Imagine being able to achieve that in your business. Imagine having control of all of the key variables and knowing that if you can meet your goals in each area, you will produce your targeted bottom line.
My newest client company, which sells a range of home exterior renovation products and services directly to end users, has tracked its own performance for more than five years. A marketing-driven company, their detail includes the number of leads generated from each marketing source, the cost per lead, the lead-to-sale conversion rate (by product, by geography, by sales rep, by lead source), and the actual margin vs. standard margin. They know, for example, that their best salespeople produce twice as much revenue per lead as does the rest of the team.
In the operations area, they have a firm handle on the average number of elapsed days between lead generation and follow-up, between order and shipment dates, between shipment and installation. They have an accurate record of order cancellations at every step of the process. Their data indicate clearly that their most efficient installers are consistently 50% faster than their least efficient.
This company also subscribes to trade association information that allows them to compare themselves to their peers in the industry, in terms of staffing levels, marketing efficiency, marketing data, and profitability. They’re doing well, but they’re not at the top. Others bring more to the bottom line.
My new client is metrics-oriented, but not metrics-driven.
To be metrics-driven is to be part of a culture in which everyone from the president to the shipping clerk knows not only the results that they’re expected to produce each period, but how those results factor into the company’s goals. In short, they understand the economic model, and they understand how they contribute to the team.
But establishing appropriate measurements and educating employees about them is only part of the battle. The greater challenge comes in holding people accountable. Most often the dilemma comes because managers get so wrapped up in solving immediate problems and fighting fires that they tend to lose track of the larger picture.

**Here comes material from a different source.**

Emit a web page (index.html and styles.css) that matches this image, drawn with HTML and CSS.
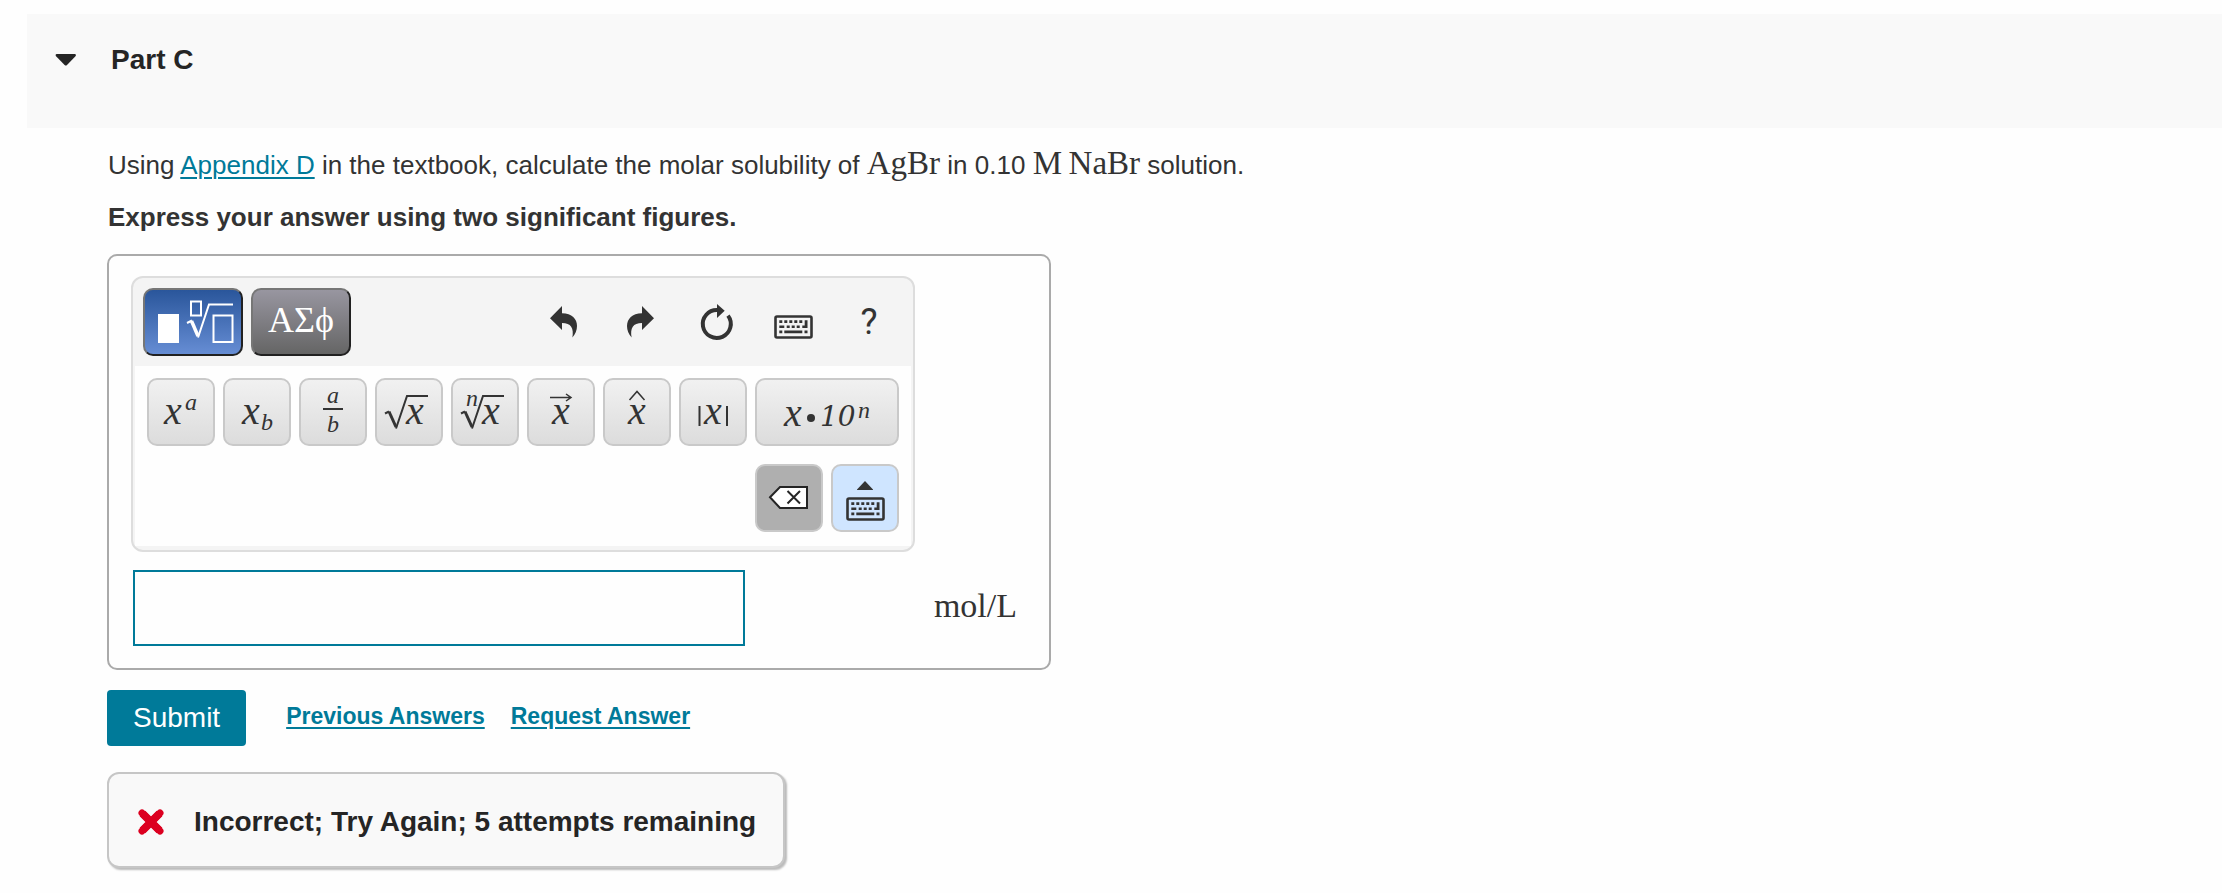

Breaking the cycle of mediocre performance despite good intentions usually benefits from an uninvolved perspective. Occasionally it’s the president who asks the tough questions – Why? Or why not? More often than not, however, it’s the CFO, the keeper of the metrics, who is able to home in on the critical issues:
- “Why are revenues from Product A continuing to fall short, while B, C, and D are all meeting expectations or better?”
- “On-time delivery for Customers 1, 2, and 3 is significantly higher than for all of the others. What happened to the goal of 95% or better for everyone?”
- “Revenue per production hour was down by 10% last month. What happened?”
- “Three proposals went out last week – the target was six. Why?”
Like my diet and exercise program, fine-tuning the corporate body requires discipline, familiarity with the key inputs and outputs, constant feedback, and full commitment to the goal. Running the numbers as part of your regular routine will lead to positive trends in your financial statements – you may even feel compelled to post them in a bar graph on the bathroom door!
“In the days of Jack Welch’s leadership, General Electric was well-known for their ’20-70-10′ human resources practice in which annual employee evaluations earned the top 20% of performers a path to management and the bottom 10% a pink slip or re-assignment. Does the theory apply to professional sales teams, that the involuntary separation of some portion of your team on a regular basis is a healthy exercise?
“Aberdeen asked survey respondents to define the ideal turnover rate, and the resulting 9.5% average was eerily close to the GE paradigm. Yet the actual sales turnover averaged 20.6% across the board, more than twice the supposedly perfect level. Consider the actual costs of this differential based on the SPM [Sales Performance Management] research results [copy available here , free through 10/31/10]:
- 38% of new sales reps achieve their adjusted first-year quota, vs. 45% of sales reps overall
- The average estimated cost of replacing a sales rep was $30,420
- The average time-to-hire (1.78 months) plus time-to-productivity (3.6 months) means almost a half-year of effort to replace a producing sales rep
“The first of these points speaks to the potential productivity losses suffered by companies with double the ideal turnover rates: if new reps are 18% less effective, and a company employs twice as many of them as they should, how can they mitigate the damage? [Figure 9, page 21 of the Report] combines process, performance data and technology adoption to indicate how Best-in-Class companies are attempting to minimize these efficiency losses.”
Source: Aberdeen Group , October, 2010
Draining the Swamp
“He isn’t a doctor or a senator, but Steve Burd [CEO of Safeway] played a crucial role in the recent health-care debate. The ordinarily low-profile exec, 60, appeared repeatedly on Capitol Hill to describe the health and financial benefits of the grocery chain’s unconventional wellness program, which includes lower insurance premiums for nonunion employees who maintain healthy blood-pressure and cholesterol levels and don’t smoke. Burd insists that the company’s health-care costs rose just 2% from 2005 to 2009 compared to a nearly 40% increase for most companies. ‘The Safeway amendment’ – a provision that increases the incentives companies can pay healthy employees – is now law. Fresh off the victory, Burd launched Safeway Health, a subsidiary that designs similar wellness plans for other companies.”